Trustee Edward Steve said he is launching a men-focused outreach effort in Dolton to engage residents outside of election cycles and to address mental-health needs.
Steve told attendees that traditional outreach—‘we call on your phone…We in your mailbox’—often happens only near elections and that he wants to do more year-round. “I told myself this term it gotta be more. I gotta see people not at election time,” he said, describing a decision to meet people in community settings rather than only during campaigns.
The move followed a blunt assessment Steve attributed to a local pastor. He said he called Pastor Fleschkin to check in and that the pastor responded, “I don't see nothing,” which Steve described as a catalyst for action. Steve said organizers want elected officials, police and community members to work together to make the community more livable.

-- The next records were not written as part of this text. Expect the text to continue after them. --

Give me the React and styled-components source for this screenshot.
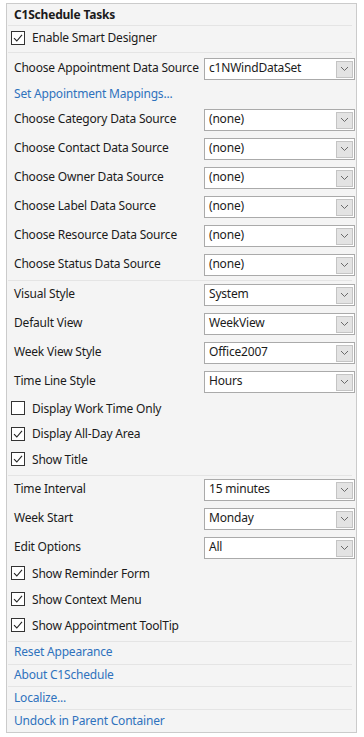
import React from "react";
import styled, { createGlobalStyle } from "styled-components";

const GlobalStyle = createGlobalStyle`
  html, body {
    margin: 0;
    padding: 0;
    background: #ffffff;
  }
  body {
    font-family: "Noto Sans", "Open Sans", sans-serif;
    font-size: 12px;
    letter-spacing: -0.2px;
    color: #1b1b1b;
  }
`;

const Panel = styled.div`
  box-sizing: border-box;
  margin: 3px 0 0 6px;
  width: 351px;
  height: 730px;
  border: 1px solid #cbcbcb;
  background: #f4f4f4;
  display: flex;
  flex-direction: column;
`;

const Section = styled.div`
  display: flex;
  flex-direction: column;
  padding-top: ${(p) => p.$top || 0}px;
`;

const Divider = styled.div`
  height: 1px;
  margin: 0 4px 0 1px;
  background: #e4e4e4;
`;

const Title = styled.div`
  height: 21px;
  display: flex;
  align-items: center;
  padding-left: 7px;
  font-weight: 700;
`;

const Row = styled.div`
  height: 29px;
  display: flex;
  align-items: center;
  padding: 0 1px 0 7px;
`;

const Label = styled.span`
  flex: 1;
  white-space: nowrap;
  line-height: 16px;
  padding-bottom: 2px;
`;

const Select = styled.div`
  box-sizing: border-box;
  width: 151px;
  height: 22px;
  background: #ffffff;
  border: 1px solid #aaaaaa;
  display: flex;
  align-items: center;
  padding: 0 1px 0 4px;
`;

const SelectText = styled.span`
  flex: 1;
  line-height: 16px;
  padding-bottom: 2px;
`;

const SelectButton = styled.span`
  box-sizing: border-box;
  width: 17px;
  height: 17px;
  background: #e3e3e3;
  border: 1px solid #c4c4c4;
  display: flex;
  align-items: center;
  justify-content: center;
`;

const CheckRow = styled.label`
  height: 26px;
  display: flex;
  align-items: center;
  padding: 0 0 ${(p) => p.$lift || 0}px 4px;
  box-sizing: border-box;
  gap: 7px;
`;

const Box = styled.span`
  box-sizing: border-box;
  width: 14px;
  height: 14px;
  border: 1px solid #333333;
  background: #ffffff;
  display: flex;
  align-items: center;
  justify-content: center;
`;

const LinkRow = styled.div`
  box-sizing: border-box;
  height: 22px;
  display: flex;
  align-items: center;
  padding: 0 0 2px 7px;
  color: #2f72bd;
`;

function Chevron() {
  return (
    <svg width="9" height="6" viewBox="0 0 9 6">
      <path d="M1 1 L4.5 4.5 L8 1" fill="none" stroke="#6a6a6a" strokeWidth="1" />
    </svg>
  );
}

function Dropdown({ label, value }) {
  return (
    <Row>
      <Label>{label}</Label>
      <Select>
        <SelectText>{value}</SelectText>
        <SelectButton>
          <Chevron />
        </SelectButton>
      </Select>
    </Row>
  );
}

function Check({ label, checked, lift }) {
  return (
    <CheckRow $lift={lift}>
      <Box>
        {checked && (
          <svg width="12" height="12" viewBox="0 0 12 12">
            <path d="M2 6.2 L4.8 9 L10 2.8" fill="none" stroke="#222" strokeWidth="1.1" />
          </svg>
        )}
      </Box>
      <span>{label}</span>
    </CheckRow>
  );
}

export default function App() {
  return (
    <>
      <GlobalStyle />
      <Panel>
        <Title>C1Schedule Tasks</Title>
        <Divider />
        <Section>
          <Check label="Enable Smart Designer" checked lift={2} />
        </Section>
        <Divider />
        <Section $top={2}>
          <Dropdown label="Choose Appointment Data Source" value="c1NWindDataSet" />
          <LinkRow>Set Appointment Mappings...</LinkRow>
          <Dropdown label="Choose Category Data Source" value="(none)" />
          <Dropdown label="Choose Contact Data Source" value="(none)" />
          <Dropdown label="Choose Owner Data Source" value="(none)" />
          <Dropdown label="Choose Label Data Source" value="(none)" />
          <Dropdown label="Choose Resource Data Source" value="(none)" />
          <Dropdown label="Choose Status Data Source" value="(none)" />
        </Section>
        <Divider />
        <Section>
          <Dropdown label="Visual Style" value="System" />
          <Dropdown label="Default View" value="WeekView" />
          <Dropdown label="Week View Style" value="Office2007" />
          <Dropdown label="Time Line Style" value="Hours" />
          <Check label="Display Work Time Only" lift={3} />
          <Check label="Display All-Day Area" checked lift={4} />
          <Check label="Show Title" checked lift={5} />
        </Section>
        <Divider />
        <Section>
          <Dropdown label="Time Interval" value="15 minutes" />
          <Dropdown label="Week Start" value="Monday" />
          <Dropdown label="Edit Options" value="All" />
          <Check label="Show Reminder Form" checked lift={5} />
          <Check label="Show Context Menu" checked lift={5} />
          <Check label="Show Appointment ToolTip" checked lift={5} />
        </Section>
        <Divider />
        <LinkRow>Reset Appearance</LinkRow>
        <Divider />
        <LinkRow>About C1Schedule</LinkRow>
        <Divider />
        <LinkRow>Localize...</LinkRow>
        <Divider />
        <LinkRow>Undock in Parent Container</LinkRow>
      </Panel>
    </>
  );
}
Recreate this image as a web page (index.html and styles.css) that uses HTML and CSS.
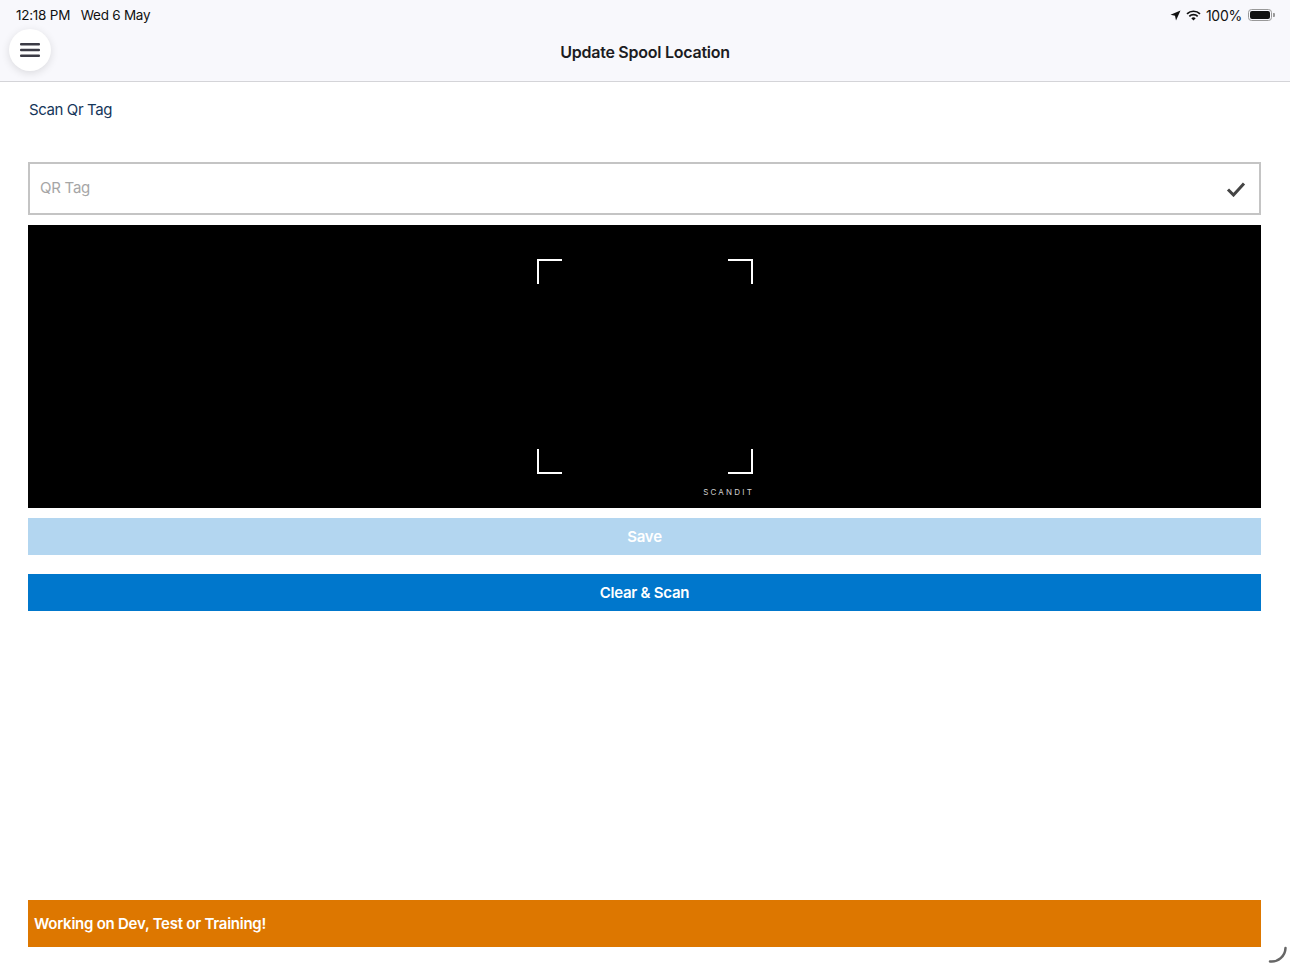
FILE: index.html
```html
<!DOCTYPE html>
<html lang="en">
<head>
    <meta charset="UTF-8">
    <meta name="viewport" content="width=device-width, initial-scale=1.0">
    <title>Update Spool Location</title>
    <link rel="stylesheet" href="styles.css">
</head>
<body>
    <div class="topbar">
        <div class="status">
            <span class="time">12:18 PM&nbsp;&nbsp;&nbsp;Wed 6 May</span>
            <span class="status-right">
                <svg width="11" height="11" viewBox="0 0 11 11"><path d="M10.5 0.5 L0.5 4.8 L5 5.8 L6 10.5 Z" fill="#111"/></svg>
                <svg width="15" height="11" viewBox="0 0 15 11"><path d="M7.5 10.5 L5.3 8.2 A3.2 3.2 0 0 1 9.7 8.2 Z" fill="#111"/><path d="M3.3 6.3 A6 6 0 0 1 11.7 6.3" stroke="#111" stroke-width="1.7" fill="none"/><path d="M1 3.9 A9.3 9.3 0 0 1 14 3.9" stroke="#111" stroke-width="1.7" fill="none"/></svg>
                <span class="pct">100%</span>
                <span class="battery"><span class="battery-fill"></span></span>
                <span class="battery-tip"></span>
            </span>
        </div>
        <div class="navbar">
            <button class="menu-btn">
                <svg width="20" height="16" viewBox="0 0 20 16"><rect x="0" y="1" width="20" height="2.6" rx="1" fill="#3b3b45"/><rect x="0" y="6.7" width="20" height="2.6" rx="1" fill="#3b3b45"/><rect x="0" y="12.4" width="20" height="2.6" rx="1" fill="#3b3b45"/></svg>
            </button>
            <h1 class="title">Update Spool Location</h1>
        </div>
    </div>

    <div class="content">
        <div class="section-label">Scan Qr Tag</div>

        <div class="qr-field">
            <span class="placeholder">QR Tag</span>
            <svg width="20" height="16" viewBox="0 0 20 16"><path d="M2 8.5 L7.5 14 L18 2.5" stroke="#444" stroke-width="3" fill="none"/></svg>
        </div>

        <div class="scanner">
            <div class="frame">
                <span class="corner tl"></span>
                <span class="corner tr"></span>
                <span class="corner bl"></span>
                <span class="corner br"></span>
                <span class="brand">SCANDIT</span>
            </div>
        </div>

        <button class="btn btn-save">Save</button>
        <button class="btn btn-scan">Clear &amp; Scan</button>
    </div>

    <div class="env-banner">Working on Dev, Test or Training!</div>
    <svg class="spinner" width="20" height="20" viewBox="0 0 20 20"><path d="M2 18.5 A14 14 0 0 0 17.5 5" stroke="#666" stroke-width="2.5" stroke-linecap="round" fill="none"/></svg>
</body>
</html>
```

FILE: styles.css
```css
* {
    box-sizing: border-box;
}
body {
    margin: 0;
    width: 1290px;
    height: 967px;
    overflow: hidden;
    font-family: Inter, "Noto Sans", Arial, sans-serif;
    letter-spacing: -0.25px;
    background: white;
    position: relative;
}
.topbar {
    background: #f8f8fc;
    border-bottom: 1px solid #d4d4d8;
    height: 82px;
}
.status {
    display: flex;
    justify-content: space-between;
    align-items: center;
    height: 30px;
    padding: 0 15px 0 16px;
    font-size: 13.5px;
    color: #111;
}
.status-right {
    display: flex;
    align-items: center;
    gap: 5px;
}
.pct {
    font-size: 14px;
}
.battery {
    width: 24px;
    height: 12px;
    border: 1px solid #999;
    border-radius: 3.5px;
    padding: 1px;
    display: flex;
    margin-left: 1px;
}
.battery-fill {
    flex: 1;
    background: #111;
    border-radius: 2px;
}
.battery-tip {
    width: 2px;
    height: 4px;
    background: #999;
    margin-left: -4px;
    border-radius: 0 1px 1px 0;
}
.navbar {
    display: flex;
    align-items: center;
    justify-content: center;
    height: 42px;
    position: relative;
}
.menu-btn {
    position: absolute;
    left: 9px;
    top: -1px;
    width: 42px;
    height: 42px;
    border-radius: 50%;
    border: none;
    background: white;
    box-shadow: 0 2px 8px rgba(0,0,0,0.12);
    display: flex;
    align-items: center;
    justify-content: center;
    padding: 0;
}
.title {
    margin: 2px 0 0 0;
    font-size: 16px;
    font-weight: 600;
    color: #1c1c22;
}
.content {
    padding: 0 29px 0 28px;
}
.section-label {
    font-size: 15px;
    letter-spacing: -0.4px;
    color: #15365a;
    padding: 18px 0 0 1px;
    height: 80px;
}
.qr-field {
    height: 53px;
    border: 2px solid #c4c4c4;
    display: flex;
    align-items: center;
    justify-content: space-between;
    padding: 0 13px 0 10px;
}
.placeholder {
    font-size: 15px;
    color: #a6a6a6;
    margin-top: -2px;
}
.scanner {
    margin-top: 10px;
    height: 283px;
    background: #000;
    display: flex;
    justify-content: center;
    padding-top: 34px;
}
.frame {
    width: 216px;
    height: 215px;
    position: relative;
    margin-left: 1px;
}
.corner {
    position: absolute;
    width: 25px;
    height: 25px;
    border: 0 solid white;
}
.tl { left: 0; top: 0; border-left-width: 2.5px; border-top-width: 2.5px; }
.tr { right: 0; top: 0; border-right-width: 2.5px; border-top-width: 2.5px; }
.bl { left: 0; bottom: 0; border-left-width: 2.5px; border-bottom-width: 2.5px; }
.br { right: 0; bottom: 0; border-right-width: 2.5px; border-bottom-width: 2.5px; }
.brand {
    position: absolute;
    right: -1px;
    top: 228px;
    font-size: 8px;
    letter-spacing: 2.2px;
    color: #d0d0d0;
}
.btn {
    display: block;
    width: 100%;
    border: none;
    color: white;
    font-family: inherit;
    letter-spacing: -0.25px;
    font-size: 15px;
    font-weight: 600;
    height: 37px;
    padding: 0;
}
.btn-save {
    margin-top: 10px;
    background: #b3d6f0;
}
.btn-scan {
    margin-top: 19px;
    background: #0077cc;
}
.env-banner {
    position: absolute;
    left: 28px;
    top: 900px;
    width: 1233px;
    height: 47px;
    background: #dd7700;
    color: white;
    font-size: 15px;
    font-weight: 600;
    display: flex;
    align-items: center;
    padding-left: 6px;
}
.spinner {
    position: absolute;
    left: 1268px;
    top: 943px;
}
```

Citing a recent men's-only meeting at a mosque, Steve said, “we need to do something in Dalton,” and framed the new sessions as community-led and self-sufficient: “We don't have to depend on nobody else but ourself.”
Steve introduced Renee Stockton, identified in the transcript as “my therapist,” and asked her to speak briefly at the meeting about “the importance of mental health.” He also said he planned to ask Pastor Fleschkin to close the event with “a good word of inspiration.”
No formal vote or ordinance was proposed at this meeting; Steve presented the initiative as a community action and invitation to local partners. The next step indicated in the discussion was for Stockton to speak at the session and for organizers to proceed with the planned event.